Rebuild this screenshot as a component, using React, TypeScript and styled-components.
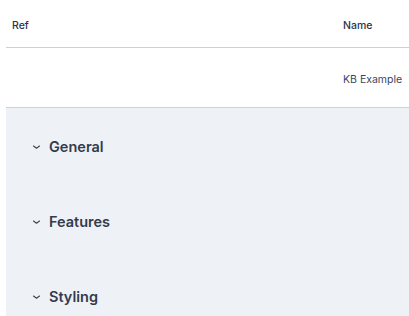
import React, { FC } from 'react'
import styled, { createGlobalStyle } from 'styled-components'

const GlobalStyle = createGlobalStyle`
  html, body {
    margin: 0;
    padding: 0;
    background: #ffffff;
    font-family: Inter, "Noto Sans", sans-serif;
  }
`

const sections = ['General', 'Features', 'Styling']

const Chevron: FC = () => (
  <svg width="9" height="6" viewBox="0 0 9 6">
    <path d="M1.5 2 L4.5 4.2 L7.5 2" fill="none" stroke="#3a4150" strokeWidth="1.1" strokeLinecap="round" strokeLinejoin="round" />
  </svg>
)

const App: FC = () => (
  <>
    <GlobalStyle />
    <Page>
      <Table>
        <HeadCell>Ref</HeadCell>
        <HeadCell>Name</HeadCell>
        <Cell />
        <Cell>KB Example</Cell>
      </Table>
      <Panel>
        {sections.map((s) => (
          <Section key={s}>
            <Chevron />
            <SectionTitle>{s}</SectionTitle>
          </Section>
        ))}
      </Panel>
    </Page>
  </>
)

export default App

const Page = styled.div`
  padding-left: 6px;
  height: 316px;
  overflow: hidden;
`
const Table = styled.div`
  display: grid;
  grid-template-columns: 1fr 72px;
`
const HeadCell = styled.div`
  height: 48px;
  box-sizing: border-box;
  padding: 19px 6px 0 6px;
  font-size: 10.5px;
  font-weight: 500;
  color: #2d3445;
  border-bottom: 1px solid #c9d2de;
`
const Cell = styled.div`
  height: 60px;
  box-sizing: border-box;
  padding: 25px 0 0 6px;
  font-size: 10.5px;
  color: #3b4660;
  border-bottom: 1px solid #c9d2de;
  white-space: nowrap;
`
const Panel = styled.div`
  display: flex;
  flex-direction: column;
  gap: 55px;
  background: #eef2f6;
  padding: 29px 0 40px;
`
const Section = styled.div`
  display: flex;
  align-items: center;
  gap: 8px;
  height: 20px;
  padding-left: 26px;
`
const SectionTitle = styled.div`
  font-size: 14.5px;
  font-weight: 600;
  color: #343b4c;
  line-height: 20px;
`
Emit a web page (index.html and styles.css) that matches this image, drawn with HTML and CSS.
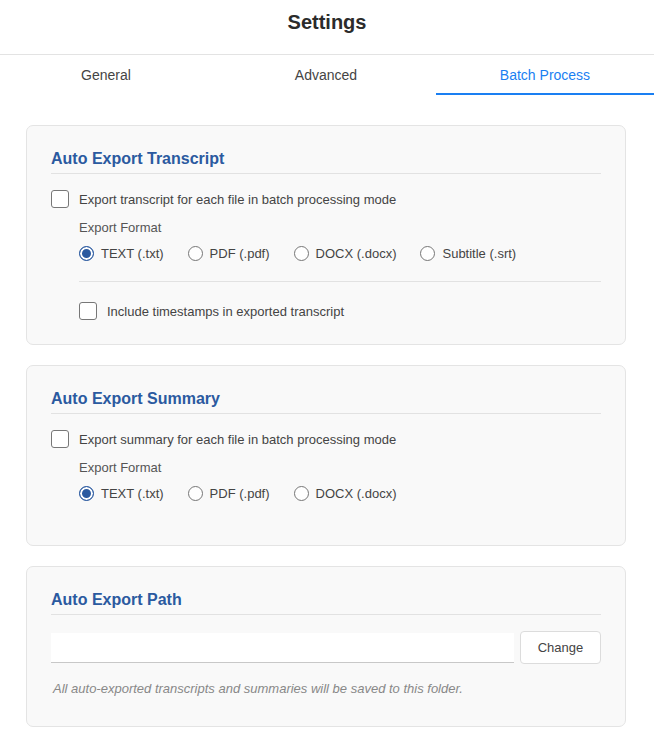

DIRECTIONS FOR THIS TASK:
Leave out the pictures. Transcribe only the lines above, from the first through the one that contains "export default App".

FINAL ANSWER:
Rebuild this screenshot as a component, using React, TypeScript and styled-components.
import React, { FC } from 'react'
import styled, { createGlobalStyle } from 'styled-components'

const GlobalStyle = createGlobalStyle`
  html, body {
    margin: 0;
    padding: 0;
    background: #ffffff;
    font-family: Inter, "Noto Sans", sans-serif;
  }
`

const sections = ['General', 'Features', 'Styling']

const Chevron: FC = () => (
  <svg width="9" height="6" viewBox="0 0 9 6">
    <path d="M1.5 2 L4.5 4.2 L7.5 2" fill="none" stroke="#3a4150" strokeWidth="1.1" strokeLinecap="round" strokeLinejoin="round" />
  </svg>
)

const App: FC = () => (
  <>
    <GlobalStyle />
    <Page>
      <Table>
        <HeadCell>Ref</HeadCell>
        <HeadCell>Name</HeadCell>
        <Cell />
        <Cell>KB Example</Cell>
      </Table>
      <Panel>
        {sections.map((s) => (
          <Section key={s}>
            <Chevron />
            <SectionTitle>{s}</SectionTitle>
          </Section>
        ))}
      </Panel>
    </Page>
  </>
)

export default App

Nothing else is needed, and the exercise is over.